Era la grandísima culpable de todas las desgracias después de todo, eso pasa cuando una es mujer y además, testaruda.

Era tan profunda la soledad que ya no valían las palabras, quizás eran como el dolar, tenían una escala oficial a precio de fábula y un costo real a precio de pesadilla. Quizás, era culpable de todas las cosas que habían fallado y de pronto recordé la tarde que llegué a casa, casi niña y pensé por primera vez en morir.

En aquél tiempo tan vacío de las maldiciones actuales quería y creía otras cosas pero ya sentía la muerte como un consuelo a éste infierno con impases del Quijote.

¡Que simple hubiese sido la vida sino hubiese querido nunca salvar a nadie!

Siempre he querido salvar a alguien y tan sólo he conseguido condenarme a mí misma. La verdad, todo siguió, y todos resultan más felices a mi distancia que a mi cercanía y tengo el terrible mal de no soportar ver llorar a nadie y menos cuando hablan conmigo o hablan de mí.
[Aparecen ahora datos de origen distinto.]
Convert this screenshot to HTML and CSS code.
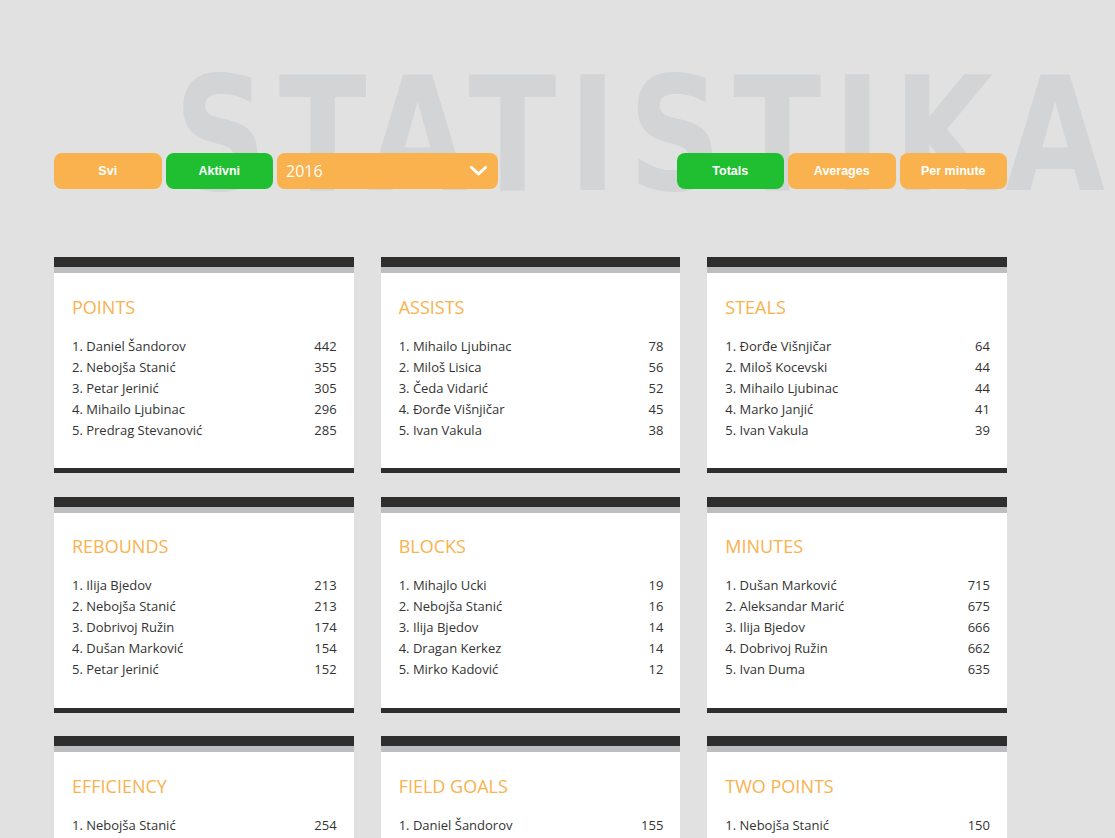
FILE: index.html
```html
<!DOCTYPE html>
<html lang="sr">
<head>
<meta charset="utf-8">
<title>Statistika</title>
<link rel="stylesheet" href="styles.css">
</head>
<body>
<div class="page">
  <header class="header">
    <div class="bg-title">STATISTIKA</div>
    <div class="controls">
      <div class="group">
        <button class="btn orange">Svi</button>
        <button class="btn green">Aktivni</button>
        <div class="select">
          <span>2016</span>
          <svg class="chev" width="17" height="10" viewBox="0 0 17 10"><polyline points="1.5,1.5 8.5,8 15.5,1.5" fill="none" stroke="#fff" stroke-width="3" stroke-linecap="round" stroke-linejoin="round"/></svg>
        </div>
      </div>
      <div class="group">
        <button class="btn green">Totals</button>
        <button class="btn orange">Averages</button>
        <button class="btn orange">Per minute</button>
      </div>
    </div>
  </header>

  <main class="grid">
    <section class="card">
      <h2>POINTS</h2>
      <ol>
        <li><span>1. Daniel Šandorov</span><span>442</span></li>
        <li><span>2. Nebojša Stanić</span><span>355</span></li>
        <li><span>3. Petar Jerinić</span><span>305</span></li>
        <li><span>4. Mihailo Ljubinac</span><span>296</span></li>
        <li><span>5. Predrag Stevanović</span><span>285</span></li>
      </ol>
    </section>
    <section class="card">
      <h2>ASSISTS</h2>
      <ol>
        <li><span>1. Mihailo Ljubinac</span><span>78</span></li>
        <li><span>2. Miloš Lisica</span><span>56</span></li>
        <li><span>3. Čeda Vidarić</span><span>52</span></li>
        <li><span>4. Đorđe Višnjičar</span><span>45</span></li>
        <li><span>5. Ivan Vakula</span><span>38</span></li>
      </ol>
    </section>
    <section class="card">
      <h2>STEALS</h2>
      <ol>
        <li><span>1. Đorđe Višnjičar</span><span>64</span></li>
        <li><span>2. Miloš Kocevski</span><span>44</span></li>
        <li><span>3. Mihailo Ljubinac</span><span>44</span></li>
        <li><span>4. Marko Janjić</span><span>41</span></li>
        <li><span>5. Ivan Vakula</span><span>39</span></li>
      </ol>
    </section>
    <section class="card">
      <h2>REBOUNDS</h2>
      <ol>
        <li><span>1. Ilija Bjedov</span><span>213</span></li>
        <li><span>2. Nebojša Stanić</span><span>213</span></li>
        <li><span>3. Dobrivoj Ružin</span><span>174</span></li>
        <li><span>4. Dušan Marković</span><span>154</span></li>
        <li><span>5. Petar Jerinić</span><span>152</span></li>
      </ol>
    </section>
    <section class="card">
      <h2>BLOCKS</h2>
      <ol>
        <li><span>1. Mihajlo Ucki</span><span>19</span></li>
        <li><span>2. Nebojša Stanić</span><span>16</span></li>
        <li><span>3. Ilija Bjedov</span><span>14</span></li>
        <li><span>4. Dragan Kerkez</span><span>14</span></li>
        <li><span>5. Mirko Kadović</span><span>12</span></li>
      </ol>
    </section>
    <section class="card">
      <h2>MINUTES</h2>
      <ol>
        <li><span>1. Dušan Marković</span><span>715</span></li>
        <li><span>2. Aleksandar Marić</span><span>675</span></li>
        <li><span>3. Ilija Bjedov</span><span>666</span></li>
        <li><span>4. Dobrivoj Ružin</span><span>662</span></li>
        <li><span>5. Ivan Duma</span><span>635</span></li>
      </ol>
    </section>
    <section class="card">
      <h2>EFFICIENCY</h2>
      <ol>
        <li><span>1. Nebojša Stanić</span><span>254</span></li>
        <li><span>2. Daniel Šandorov</span><span>231</span></li>
        <li><span>3. Ilija Bjedov</span><span>212</span></li>
        <li><span>4. Petar Jerinić</span><span>198</span></li>
        <li><span>5. Dobrivoj Ružin</span><span>187</span></li>
      </ol>
    </section>
    <section class="card">
      <h2>FIELD GOALS</h2>
      <ol>
        <li><span>1. Daniel Šandorov</span><span>155</span></li>
        <li><span>2. Nebojša Stanić</span><span>141</span></li>
        <li><span>3. Petar Jerinić</span><span>118</span></li>
        <li><span>4. Mihailo Ljubinac</span><span>110</span></li>
        <li><span>5. Predrag Stevanović</span><span>104</span></li>
      </ol>
    </section>
    <section class="card">
      <h2>TWO POINTS</h2>
      <ol>
        <li><span>1. Nebojša Stanić</span><span>150</span></li>
        <li><span>2. Daniel Šandorov</span><span>112</span></li>
        <li><span>3. Ilija Bjedov</span><span>98</span></li>
        <li><span>4. Dobrivoj Ružin</span><span>81</span></li>
        <li><span>5. Petar Jerinić</span><span>77</span></li>
      </ol>
    </section>
  </main>
</div>
</body>
</html>
```

FILE: styles.css
```css
* { box-sizing: border-box; }

html, body {
  margin: 0;
  padding: 0;
  background: #e1e1e1;
}

body {
  font-family: "Open Sans", "Liberation Sans", sans-serif;
  color: #333;
}

.page {
  width: 953px;
  margin-left: 54px;
}

.header {
  position: relative;
  padding-top: 153px;
  height: 257px;
}

.bg-title {
  position: absolute;
  top: 54px;
  left: 120px;
  font-family: "DejaVu Sans Condensed", "DejaVu Sans", sans-serif;
  font-stretch: condensed;
  font-weight: 700;
  font-size: 159px;
  line-height: 162px;
  letter-spacing: 13.5px;
  color: #d3d4d6;
  white-space: nowrap;
  transform: scaleX(0.9);
  transform-origin: left top;
  z-index: 0;
  user-select: none;
}

.controls {
  position: relative;
  z-index: 1;
  display: flex;
  justify-content: space-between;
}

.group {
  display: flex;
  gap: 4px;
}

.btn {
  width: 107.5px;
  height: 35.5px;
  border: 0;
  border-radius: 8px;
  padding: 0;
  font-family: "Liberation Sans", Arial, sans-serif;
  font-weight: 700;
  font-size: 12.5px;
  color: #fff;
  cursor: pointer;
}

.orange { background: #f9b24e; }
.green { background: #20bf31; }

.select {
  width: 220.5px;
  height: 35.5px;
  border-radius: 8px;
  background: #f9b24e;
  color: #fff;
  font-family: "Open Sans", sans-serif;
  font-size: 16px;
  display: flex;
  align-items: center;
  justify-content: space-between;
  padding: 0 11px 0 9px;
}

.select span { line-height: 1; }

.chev { display: block; margin-top: 1px; }

.grid {
  display: grid;
  grid-template-columns: repeat(3, 1fr);
  column-gap: 27px;
  row-gap: 23.5px;
}

.card {
  background: #fff;
  border-top: 10px solid #2e2e2e;
  border-bottom: 5px solid #2e2e2e;
  box-shadow: inset 0 6px 0 #bdbebf;
  padding: 27.5px 17px 27px 18px;
  height: 216px;
}

.card h2 {
  margin: 0 0 17px;
  font-weight: 400;
  font-size: 18px;
  line-height: 24px;
  color: #f9b24e;
}

.card ol {
  list-style: none;
  margin: 0;
  padding: 0;
}

.card li {
  display: flex;
  justify-content: space-between;
  font-size: 13px;
  line-height: 21px;
  color: #333;
}
```
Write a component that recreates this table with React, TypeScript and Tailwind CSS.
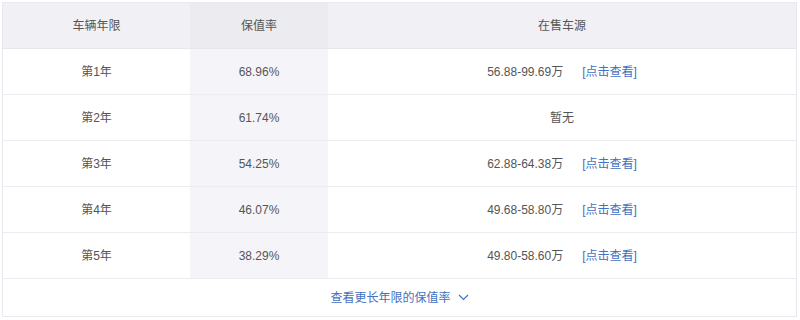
import React from "react";

const rows = [
  { year: "第1年", rate: "68.96%", price: "56.88-99.69万" },
  { year: "第2年", rate: "61.74%", price: null },
  { year: "第3年", rate: "54.25%", price: "62.88-64.38万" },
  { year: "第4年", rate: "46.07%", price: "49.68-58.80万" },
  { year: "第5年", rate: "38.29%", price: "49.80-58.60万" },
];

export default function App() {
  return (
    <div className="w-[800px] h-[320px] bg-white pl-[2px] pt-[2px] font-['Liberation_Sans','Noto_Sans_CJK_SC',sans-serif] text-[12px] text-[#555]">
      <div className="w-[795px] border border-[#e8e8ee]">
        <div className="grid grid-cols-[187px_138px_1fr] h-[46px] bg-[#f0f0f5] border-b border-[#e6e6ec]">
          <div className="flex items-center justify-center">车辆年限</div>
          <div className="flex items-center justify-center bg-[#ebebf0]">保值率</div>
          <div className="flex items-center justify-center">在售车源</div>
        </div>
        {rows.map((r) => (
          <div key={r.year} className="grid grid-cols-[187px_138px_1fr] h-[46px] border-b border-[#ececf0]">
            <div className="flex items-center justify-center">{r.year}</div>
            <div className="flex items-center justify-center bg-[#f5f5f9]">{r.rate}</div>
            <div className="flex items-center justify-center">
              {r.price ? (
                <>
                  <span>{r.price}</span>
                  <a className="ml-[19px] text-[#4470c0] cursor-pointer">[点击查看]</a>
                </>
              ) : (
                <span>暂无</span>
              )}
            </div>
          </div>
        ))}
        <div className="h-[37px] flex items-center justify-center text-[#4470c0]">
          <span>查看更长年限的保值率</span>
          <svg className="ml-[7px]" width="11" height="7" viewBox="0 0 11 7" fill="none">
            <path d="M1 1l4.5 4.5L10 1" stroke="#4470c0" strokeWidth="1.2" />
          </svg>
        </div>
      </div>
    </div>
  );
}
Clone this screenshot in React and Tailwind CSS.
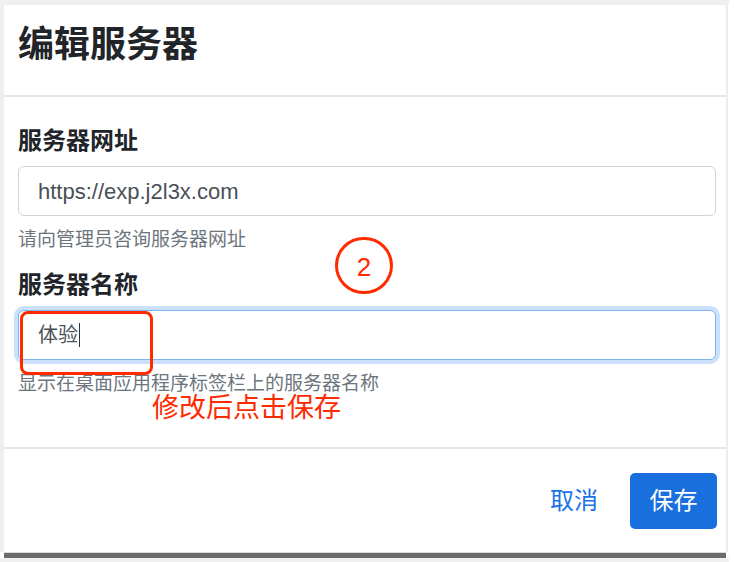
const font = { fontFamily: '"Liberation Sans", "Noto Sans CJK SC", sans-serif' }

const Field = ({ label, value, help, focused, className = '' }) => (
  <div className={className}>
    <div className="text-[24px] leading-[30px] font-bold text-[#212529]">{label}</div>
    <div
      className={`mt-[10px] h-[50px] rounded-[6px] border bg-white flex items-center pl-[19px] text-[22px] text-[#495057] ${
        focused
          ? 'border-[#7fb3ee] shadow-[0_0_0_4px_#cbe0fb]'
          : 'border-[#ced4da]'
      }`}
    >
      <span className={focused ? 'text-[20px]' : ''}>{value}</span>
      {focused && <span className="w-px h-[24px] bg-[#333] ml-px" />}
    </div>
    <div className="mt-[12px] text-[19px] leading-[24px] text-[#6c757d]">{help}</div>
  </div>
)

export default function App() {
  return (
    <div style={font} className="w-[734px] h-[562px] bg-white overflow-hidden flex flex-col">
      <div className="h-[5px] bg-[#f0f0f0] w-[729px]" />
      <div className="flex">
        <div className="w-[4px] bg-[#efefef]" />
        <div className="w-[722px] relative bg-white">
          {/* header */}
          <div className="h-[92px] border-b-2 border-[#e4e7ea] pl-[14px] pt-[19px]">
            <h1 className="text-[36px] leading-[42px] font-bold text-[#212529]">编辑服务器</h1>
          </div>

          {/* body */}
          <div className="h-[350px] pl-[14px] pr-[10px] pt-[29px]">
            <Field label="服务器网址" value="https://exp.j2l3x.com" help="请向管理员咨询服务器网址" />
            <Field
              className="mt-[18px]"
              label="服务器名称"
              value="体验"
              focused
              help="显示在桌面应用程序标签栏上的服务器名称"
            />
          </div>

          {/* footer */}
          <div className="h-[105px] border-t-2 border-[#e4e7ea] flex items-center justify-end pr-[9px] gap-[32px]">
            <button className="text-[24px] text-[#1a73e8]">取消</button>
            <button className="w-[87px] h-[56px] rounded-[5px] bg-[#1a6fdf] text-white text-[24px]">保存</button>
          </div>

          {/* annotations */}
          <div className="absolute left-[16px] top-[306px] w-[133px] h-[64px] rounded-[8px] border-[3.5px] border-[#ff2a00]" />
          <div className="absolute left-[331px] top-[232px] w-[58px] h-[57px] rounded-full border-[3.5px] border-[#ff2a00] flex items-center justify-center pt-[3px] text-[26px] text-[#ff2a00]">
            2
          </div>
          <div className="absolute left-[148px] top-[387px] text-[27px] leading-[32px] text-[#ff2a00]">修改后点击保存</div>
        </div>
        <div className="w-[2px] bg-[#ececec]" />
      </div>
      <div className="ml-[4px] w-[722px] h-px bg-[#d8d8d8]" />
      <div className="ml-[4px] w-[722px] h-[5px] bg-[#6b6b6b]" />
      <div className="h-[4px] w-[729px] bg-[#f0f0f0]" />
    </div>
  )
}
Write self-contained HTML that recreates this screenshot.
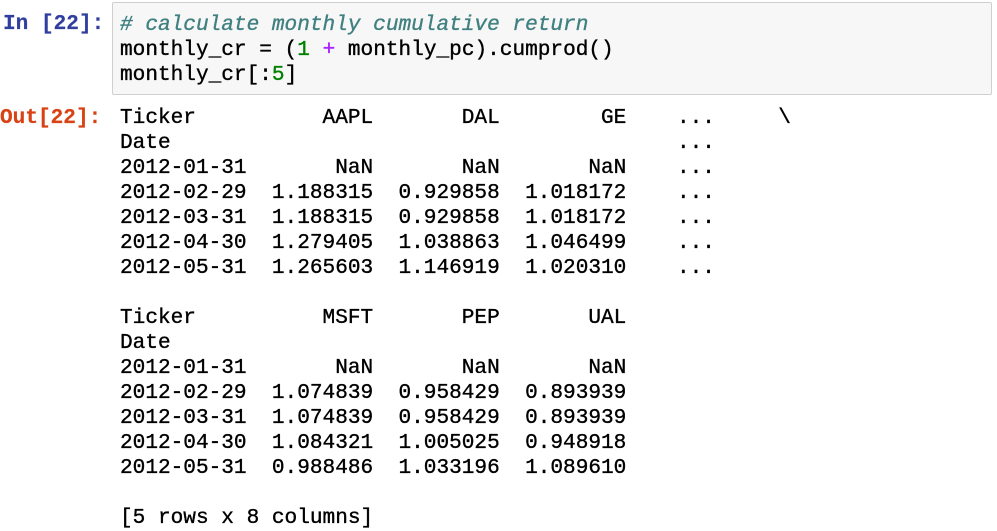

Con las dos idas de Maracaibo, con el capítulo Francia y con éste capítulo, entendí que jamás huiría de mí. Estaba condenada a soportarme y eso quizás, era mejor cuando tocase menos y menos gente. Por eso, había borrado con escobas la lista de teléfonos. Me había encontrado de pronto, por decisión irrevocable, sin amigos.

Me encontraba al filo de la línea de la vida sin amor, pese a la cínica explicación de gente que teorizaba sobre mi terror a la soledad. La verdad, con mi capacidad de todo joderlo, debe ser una manera de aminorar la extinción de la humanidad.

La verdad es que andaba ese día, con las cartas echadas, con la certeza de que era tiempo de olvidarlo todo y en el olvido de todos, encontrar la paz.